(Entries with page source code)
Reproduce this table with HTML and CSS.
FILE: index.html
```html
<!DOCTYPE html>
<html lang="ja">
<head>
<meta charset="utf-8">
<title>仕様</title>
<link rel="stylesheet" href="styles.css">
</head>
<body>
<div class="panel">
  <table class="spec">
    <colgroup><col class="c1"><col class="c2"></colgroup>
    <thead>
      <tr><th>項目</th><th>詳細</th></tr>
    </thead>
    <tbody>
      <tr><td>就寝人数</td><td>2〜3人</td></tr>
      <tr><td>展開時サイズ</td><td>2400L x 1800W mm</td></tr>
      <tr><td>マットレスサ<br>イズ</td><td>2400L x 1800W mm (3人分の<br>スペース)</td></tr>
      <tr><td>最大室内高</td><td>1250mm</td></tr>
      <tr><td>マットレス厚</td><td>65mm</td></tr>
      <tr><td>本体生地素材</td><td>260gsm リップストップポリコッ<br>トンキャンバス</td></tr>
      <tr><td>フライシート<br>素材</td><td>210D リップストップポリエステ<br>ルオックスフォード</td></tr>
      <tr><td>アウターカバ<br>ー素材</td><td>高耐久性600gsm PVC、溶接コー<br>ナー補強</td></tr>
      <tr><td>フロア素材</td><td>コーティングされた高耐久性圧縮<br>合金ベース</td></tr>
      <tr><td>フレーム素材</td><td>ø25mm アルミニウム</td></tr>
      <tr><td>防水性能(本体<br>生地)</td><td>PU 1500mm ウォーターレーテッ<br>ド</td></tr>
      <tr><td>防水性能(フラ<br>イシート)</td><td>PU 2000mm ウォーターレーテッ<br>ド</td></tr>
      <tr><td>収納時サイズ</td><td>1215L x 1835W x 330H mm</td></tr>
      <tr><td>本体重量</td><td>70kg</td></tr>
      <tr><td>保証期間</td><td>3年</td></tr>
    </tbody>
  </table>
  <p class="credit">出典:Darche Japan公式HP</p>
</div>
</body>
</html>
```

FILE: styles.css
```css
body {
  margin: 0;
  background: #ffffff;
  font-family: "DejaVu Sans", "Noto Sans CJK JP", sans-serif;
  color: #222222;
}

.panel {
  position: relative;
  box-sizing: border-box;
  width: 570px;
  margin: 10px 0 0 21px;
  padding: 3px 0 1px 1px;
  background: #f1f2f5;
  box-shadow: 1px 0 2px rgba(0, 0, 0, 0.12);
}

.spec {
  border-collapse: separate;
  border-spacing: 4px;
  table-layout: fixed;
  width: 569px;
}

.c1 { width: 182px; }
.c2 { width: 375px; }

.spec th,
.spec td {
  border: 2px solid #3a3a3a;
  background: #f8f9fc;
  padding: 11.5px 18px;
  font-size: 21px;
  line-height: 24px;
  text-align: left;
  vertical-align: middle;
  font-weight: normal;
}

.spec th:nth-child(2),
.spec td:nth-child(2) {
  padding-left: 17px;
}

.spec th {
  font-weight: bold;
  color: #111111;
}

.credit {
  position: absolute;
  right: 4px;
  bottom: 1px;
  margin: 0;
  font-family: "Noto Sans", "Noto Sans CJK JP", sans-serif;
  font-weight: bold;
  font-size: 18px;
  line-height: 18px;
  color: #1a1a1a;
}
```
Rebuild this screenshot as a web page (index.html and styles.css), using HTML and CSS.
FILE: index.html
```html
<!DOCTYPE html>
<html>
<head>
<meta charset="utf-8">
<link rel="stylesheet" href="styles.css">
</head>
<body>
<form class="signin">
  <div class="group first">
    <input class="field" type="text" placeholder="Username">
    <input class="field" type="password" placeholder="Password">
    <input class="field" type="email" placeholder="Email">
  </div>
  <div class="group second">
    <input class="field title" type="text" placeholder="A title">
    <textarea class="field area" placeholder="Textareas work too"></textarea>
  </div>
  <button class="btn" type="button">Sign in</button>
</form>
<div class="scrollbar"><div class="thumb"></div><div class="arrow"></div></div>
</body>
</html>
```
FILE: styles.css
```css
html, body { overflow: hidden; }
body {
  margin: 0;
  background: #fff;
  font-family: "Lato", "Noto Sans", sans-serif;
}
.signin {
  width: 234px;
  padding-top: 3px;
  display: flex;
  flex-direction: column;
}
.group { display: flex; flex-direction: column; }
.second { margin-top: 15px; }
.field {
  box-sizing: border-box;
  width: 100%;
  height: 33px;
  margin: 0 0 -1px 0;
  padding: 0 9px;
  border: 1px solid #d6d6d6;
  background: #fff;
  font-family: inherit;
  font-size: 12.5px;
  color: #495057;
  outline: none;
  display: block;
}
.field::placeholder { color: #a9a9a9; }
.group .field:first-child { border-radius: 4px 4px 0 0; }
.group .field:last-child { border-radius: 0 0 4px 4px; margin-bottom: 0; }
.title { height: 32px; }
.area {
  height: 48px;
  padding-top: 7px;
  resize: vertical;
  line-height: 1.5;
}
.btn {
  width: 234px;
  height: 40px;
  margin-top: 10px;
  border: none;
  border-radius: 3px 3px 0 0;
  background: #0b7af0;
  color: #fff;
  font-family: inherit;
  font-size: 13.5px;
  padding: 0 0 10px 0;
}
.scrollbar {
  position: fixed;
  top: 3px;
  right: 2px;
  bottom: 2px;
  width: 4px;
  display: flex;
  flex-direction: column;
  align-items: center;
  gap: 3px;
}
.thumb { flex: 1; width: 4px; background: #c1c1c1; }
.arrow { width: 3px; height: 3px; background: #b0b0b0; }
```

:: SHORT PROBLEM ::
Write out the data again, exactly and in full.

:: CORRECT RESPONSE ::
Reproduce this table with HTML and CSS.
FILE: index.html
```html
<!DOCTYPE html>
<html lang="ja">
<head>
<meta charset="utf-8">
<title>仕様</title>
<link rel="stylesheet" href="styles.css">
</head>
<body>
<div class="panel">
  <table class="spec">
    <colgroup><col class="c1"><col class="c2"></colgroup>
    <thead>
      <tr><th>項目</th><th>詳細</th></tr>
    </thead>
    <tbody>
      <tr><td>就寝人数</td><td>2〜3人</td></tr>
      <tr><td>展開時サイズ</td><td>2400L x 1800W mm</td></tr>
      <tr><td>マットレスサ<br>イズ</td><td>2400L x 1800W mm (3人分の<br>スペース)</td></tr>
      <tr><td>最大室内高</td><td>1250mm</td></tr>
      <tr><td>マットレス厚</td><td>65mm</td></tr>
      <tr><td>本体生地素材</td><td>260gsm リップストップポリコッ<br>トンキャンバス</td></tr>
      <tr><td>フライシート<br>素材</td><td>210D リップストップポリエステ<br>ルオックスフォード</td></tr>
      <tr><td>アウターカバ<br>ー素材</td><td>高耐久性600gsm PVC、溶接コー<br>ナー補強</td></tr>
      <tr><td>フロア素材</td><td>コーティングされた高耐久性圧縮<br>合金ベース</td></tr>
      <tr><td>フレーム素材</td><td>ø25mm アルミニウム</td></tr>
      <tr><td>防水性能(本体<br>生地)</td><td>PU 1500mm ウォーターレーテッ<br>ド</td></tr>
      <tr><td>防水性能(フラ<br>イシート)</td><td>PU 2000mm ウォーターレーテッ<br>ド</td></tr>
      <tr><td>収納時サイズ</td><td>1215L x 1835W x 330H mm</td></tr>
      <tr><td>本体重量</td><td>70kg</td></tr>
      <tr><td>保証期間</td><td>3年</td></tr>
    </tbody>
  </table>
  <p class="credit">出典:Darche Japan公式HP</p>
</div>
</body>
</html>
```

FILE: styles.css
```css
body {
  margin: 0;
  background: #ffffff;
  font-family: "DejaVu Sans", "Noto Sans CJK JP", sans-serif;
  color: #222222;
}

.panel {
  position: relative;
  box-sizing: border-box;
  width: 570px;
  margin: 10px 0 0 21px;
  padding: 3px 0 1px 1px;
  background: #f1f2f5;
  box-shadow: 1px 0 2px rgba(0, 0, 0, 0.12);
}

.spec {
  border-collapse: separate;
  border-spacing: 4px;
  table-layout: fixed;
  width: 569px;
}

.c1 { width: 182px; }
.c2 { width: 375px; }

.spec th,
.spec td {
  border: 2px solid #3a3a3a;
  background: #f8f9fc;
  padding: 11.5px 18px;
  font-size: 21px;
  line-height: 24px;
  text-align: left;
  vertical-align: middle;
  font-weight: normal;
}

.spec th:nth-child(2),
.spec td:nth-child(2) {
  padding-left: 17px;
}

.spec th {
  font-weight: bold;
  color: #111111;
}

.credit {
  position: absolute;
  right: 4px;
  bottom: 1px;
  margin: 0;
  font-family: "Noto Sans", "Noto Sans CJK JP", sans-serif;
  font-weight: bold;
  font-size: 18px;
  line-height: 18px;
  color: #1a1a1a;
}
```
Rebuild this screenshot as a web page (index.html and styles.css), using HTML and CSS.
FILE: index.html
```html
<!DOCTYPE html>
<html>
<head>
<meta charset="utf-8">
<link rel="stylesheet" href="styles.css">
</head>
<body>
<form class="signin">
  <div class="group first">
    <input class="field" type="text" placeholder="Username">
    <input class="field" type="password" placeholder="Password">
    <input class="field" type="email" placeholder="Email">
  </div>
  <div class="group second">
    <input class="field title" type="text" placeholder="A title">
    <textarea class="field area" placeholder="Textareas work too"></textarea>
  </div>
  <button class="btn" type="button">Sign in</button>
</form>
<div class="scrollbar"><div class="thumb"></div><div class="arrow"></div></div>
</body>
</html>
```
FILE: styles.css
```css
html, body { overflow: hidden; }
body {
  margin: 0;
  background: #fff;
  font-family: "Lato", "Noto Sans", sans-serif;
}
.signin {
  width: 234px;
  padding-top: 3px;
  display: flex;
  flex-direction: column;
}
.group { display: flex; flex-direction: column; }
.second { margin-top: 15px; }
.field {
  box-sizing: border-box;
  width: 100%;
  height: 33px;
  margin: 0 0 -1px 0;
  padding: 0 9px;
  border: 1px solid #d6d6d6;
  background: #fff;
  font-family: inherit;
  font-size: 12.5px;
  color: #495057;
  outline: none;
  display: block;
}
.field::placeholder { color: #a9a9a9; }
.group .field:first-child { border-radius: 4px 4px 0 0; }
.group .field:last-child { border-radius: 0 0 4px 4px; margin-bottom: 0; }
.title { height: 32px; }
.area {
  height: 48px;
  padding-top: 7px;
  resize: vertical;
  line-height: 1.5;
}
.btn {
  width: 234px;
  height: 40px;
  margin-top: 10px;
  border: none;
  border-radius: 3px 3px 0 0;
  background: #0b7af0;
  color: #fff;
  font-family: inherit;
  font-size: 13.5px;
  padding: 0 0 10px 0;
}
.scrollbar {
  position: fixed;
  top: 3px;
  right: 2px;
  bottom: 2px;
  width: 4px;
  display: flex;
  flex-direction: column;
  align-items: center;
  gap: 3px;
}
.thumb { flex: 1; width: 4px; background: #c1c1c1; }
.arrow { width: 3px; height: 3px; background: #b0b0b0; }
```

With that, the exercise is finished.